◆ Directive:
Quote all of the data exactly as given. Skip every picture it contains.

◆ Source excerpt:
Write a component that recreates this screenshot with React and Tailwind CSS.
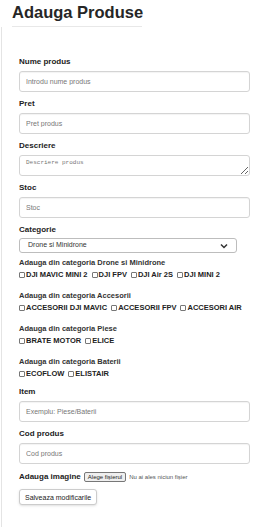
const categorii = [
  {
    titlu: 'Adauga din categoria Drone si Minidrone',
    items: ['DJI MAVIC MINI 2', 'DJI FPV', 'DJI Air 2S', 'DJI MINI 2'],
  },
  {
    titlu: 'Adauga din categoria Accesorii',
    items: ['ACCESORII DJI MAVIC', 'ACCESORII FPV', 'ACCESORI AIR'],
  },
  { titlu: 'Adauga din categoria Piese', items: ['BRATE MOTOR', 'ELICE'] },
  { titlu: 'Adauga din categoria Baterii', items: ['ECOFLOW', 'ELISTAIR'] },
];

const Field = ({ label, placeholder }) => (
  <div className="mb-[7px]">
    <label className="block text-[8px] font-bold text-[#222] mb-[4px] leading-[10px]">
      {label}
    </label>
    <input
      className="block w-[231px] h-[21px] border border-[#d4d4d4] rounded-[3px] px-[6px] text-[7px] leading-[9px] text-[#555] placeholder:text-[#777] shadow-[inset_0_1px_1px_rgba(0,0,0,0.05)]"
      placeholder={placeholder}
    />
  </div>
);

const App = () => {
  return (
    <div className="w-[270px] h-[527px] overflow-hidden bg-white font-['Liberation_Sans',Arial,sans-serif] text-[#222]">
      <div className="px-[12px] pt-[2px]">
        <h1 className="text-[16.5px] font-bold leading-[20px] text-[#262626]">Adauga Produse</h1>
        <div className="w-[130px] border-b border-[#e8e8e8] mt-[4px]" />
      </div>

      <div className="border-l border-[#e4e4e4] ml-[1px] h-[500px] pl-[17px] pt-[30px]">
        <Field label="Nume produs" placeholder="Introdu nume produs" />
        <Field label="Pret" placeholder="Pret produs" />
        <div className="mb-[7px]">
          <label className="block text-[8px] font-bold mb-[4px] leading-[10px]">Descriere</label>
          <textarea
            className="block w-[231px] h-[21px] border border-[#d4d4d4] rounded-[3px] px-[6px] py-[3px] text-[6px] leading-[8px] font-['Liberation_Mono',monospace] placeholder:text-[#777] resize-y"
            placeholder="Descriere produs"
          />
        </div>
        <Field label="Stoc" placeholder="Stoc" />

        <div className="mb-[5px]">
          <label className="block text-[8px] font-bold mb-[3px] leading-[10px]">Categorie</label>
          <div className="w-[218px] h-[15px] border border-[#bdbdbd] rounded-[3px] flex items-center justify-between px-[8px]">
            <span className="text-[7px] text-[#333]">Drone si Minidrone</span>
            <svg width="8" height="6" viewBox="0 0 8 6">
              <path d="M1 1.5 L4 4.5 L7 1.5" fill="none" stroke="#333" strokeWidth="1.5" />
            </svg>
          </div>
        </div>

        <div className="flex flex-col gap-[11px] mb-[8px]">
          {categorii.map((c) => (
            <div key={c.titlu}>
              <div className="text-[7.5px] font-bold text-[#333] leading-[10px] mb-[2px]">{c.titlu}</div>
              <div className="flex gap-[4px] text-[7.5px] font-bold text-[#222] leading-[10px]">
                {c.items.map((it) => (
                  <span key={it} className="flex items-center gap-[1px] whitespace-nowrap">
                    <span className="inline-block w-[6px] h-[6px] border border-[#777] rounded-[1px]" />
                    {it}
                  </span>
                ))}
              </div>
            </div>
          ))}
        </div>

        <Field label="Item" placeholder="Exemplu: Piese/Baterii" />
        <Field label="Cod produs" placeholder="Cod produs" />

        <div className="flex items-center gap-[3px] h-[12px] mb-[6px]">
          <span className="text-[8px] font-bold">Adauga imagine</span>
          <span className="border border-[#777] bg-[#efefef] rounded-[2px] px-[3px] text-[6px] leading-[8px]">
            Alege fișierul
          </span>
          <span className="text-[6px] text-[#555]">Nu ai ales niciun fișier</span>
        </div>

        <button className="block border border-[#ccc] rounded-[3px] bg-white px-[5px] h-[16px] text-[7px] leading-[9px] text-[#222] shadow-sm">
          Salveaza modificarile
        </button>
      </div>
    </div>
  );
};

export default App;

◆ Complete response:
Write a component that recreates this screenshot with React and Tailwind CSS.
const categorii = [
  {
    titlu: 'Adauga din categoria Drone si Minidrone',
    items: ['DJI MAVIC MINI 2', 'DJI FPV', 'DJI Air 2S', 'DJI MINI 2'],
  },
  {
    titlu: 'Adauga din categoria Accesorii',
    items: ['ACCESORII DJI MAVIC', 'ACCESORII FPV', 'ACCESORI AIR'],
  },
  { titlu: 'Adauga din categoria Piese', items: ['BRATE MOTOR', 'ELICE'] },
  { titlu: 'Adauga din categoria Baterii', items: ['ECOFLOW', 'ELISTAIR'] },
];

const Field = ({ label, placeholder }) => (
  <div className="mb-[7px]">
    <label className="block text-[8px] font-bold text-[#222] mb-[4px] leading-[10px]">
      {label}
    </label>
    <input
      className="block w-[231px] h-[21px] border border-[#d4d4d4] rounded-[3px] px-[6px] text-[7px] leading-[9px] text-[#555] placeholder:text-[#777] shadow-[inset_0_1px_1px_rgba(0,0,0,0.05)]"
      placeholder={placeholder}
    />
  </div>
);

const App = () => {
  return (
    <div className="w-[270px] h-[527px] overflow-hidden bg-white font-['Liberation_Sans',Arial,sans-serif] text-[#222]">
      <div className="px-[12px] pt-[2px]">
        <h1 className="text-[16.5px] font-bold leading-[20px] text-[#262626]">Adauga Produse</h1>
        <div className="w-[130px] border-b border-[#e8e8e8] mt-[4px]" />
      </div>

      <div className="border-l border-[#e4e4e4] ml-[1px] h-[500px] pl-[17px] pt-[30px]">
        <Field label="Nume produs" placeholder="Introdu nume produs" />
        <Field label="Pret" placeholder="Pret produs" />
        <div className="mb-[7px]">
          <label className="block text-[8px] font-bold mb-[4px] leading-[10px]">Descriere</label>
          <textarea
            className="block w-[231px] h-[21px] border border-[#d4d4d4] rounded-[3px] px-[6px] py-[3px] text-[6px] leading-[8px] font-['Liberation_Mono',monospace] placeholder:text-[#777] resize-y"
            placeholder="Descriere produs"
          />
        </div>
        <Field label="Stoc" placeholder="Stoc" />

        <div className="mb-[5px]">
          <label className="block text-[8px] font-bold mb-[3px] leading-[10px]">Categorie</label>
          <div className="w-[218px] h-[15px] border border-[#bdbdbd] rounded-[3px] flex items-center justify-between px-[8px]">
            <span className="text-[7px] text-[#333]">Drone si Minidrone</span>
            <svg width="8" height="6" viewBox="0 0 8 6">
              <path d="M1 1.5 L4 4.5 L7 1.5" fill="none" stroke="#333" strokeWidth="1.5" />
            </svg>
          </div>
        </div>

        <div className="flex flex-col gap-[11px] mb-[8px]">
          {categorii.map((c) => (
            <div key={c.titlu}>
              <div className="text-[7.5px] font-bold text-[#333] leading-[10px] mb-[2px]">{c.titlu}</div>
              <div className="flex gap-[4px] text-[7.5px] font-bold text-[#222] leading-[10px]">
                {c.items.map((it) => (
                  <span key={it} className="flex items-center gap-[1px] whitespace-nowrap">
                    <span className="inline-block w-[6px] h-[6px] border border-[#777] rounded-[1px]" />
                    {it}
                  </span>
                ))}
              </div>
            </div>
          ))}
        </div>

        <Field label="Item" placeholder="Exemplu: Piese/Baterii" />
        <Field label="Cod produs" placeholder="Cod produs" />

        <div className="flex items-center gap-[3px] h-[12px] mb-[6px]">
          <span className="text-[8px] font-bold">Adauga imagine</span>
          <span className="border border-[#777] bg-[#efefef] rounded-[2px] px-[3px] text-[6px] leading-[8px]">
            Alege fișierul
          </span>
          <span className="text-[6px] text-[#555]">Nu ai ales niciun fișier</span>
        </div>

        <button className="block border border-[#ccc] rounded-[3px] bg-white px-[5px] h-[16px] text-[7px] leading-[9px] text-[#222] shadow-sm">
          Salveaza modificarile
        </button>
      </div>
    </div>
  );
};

export default App;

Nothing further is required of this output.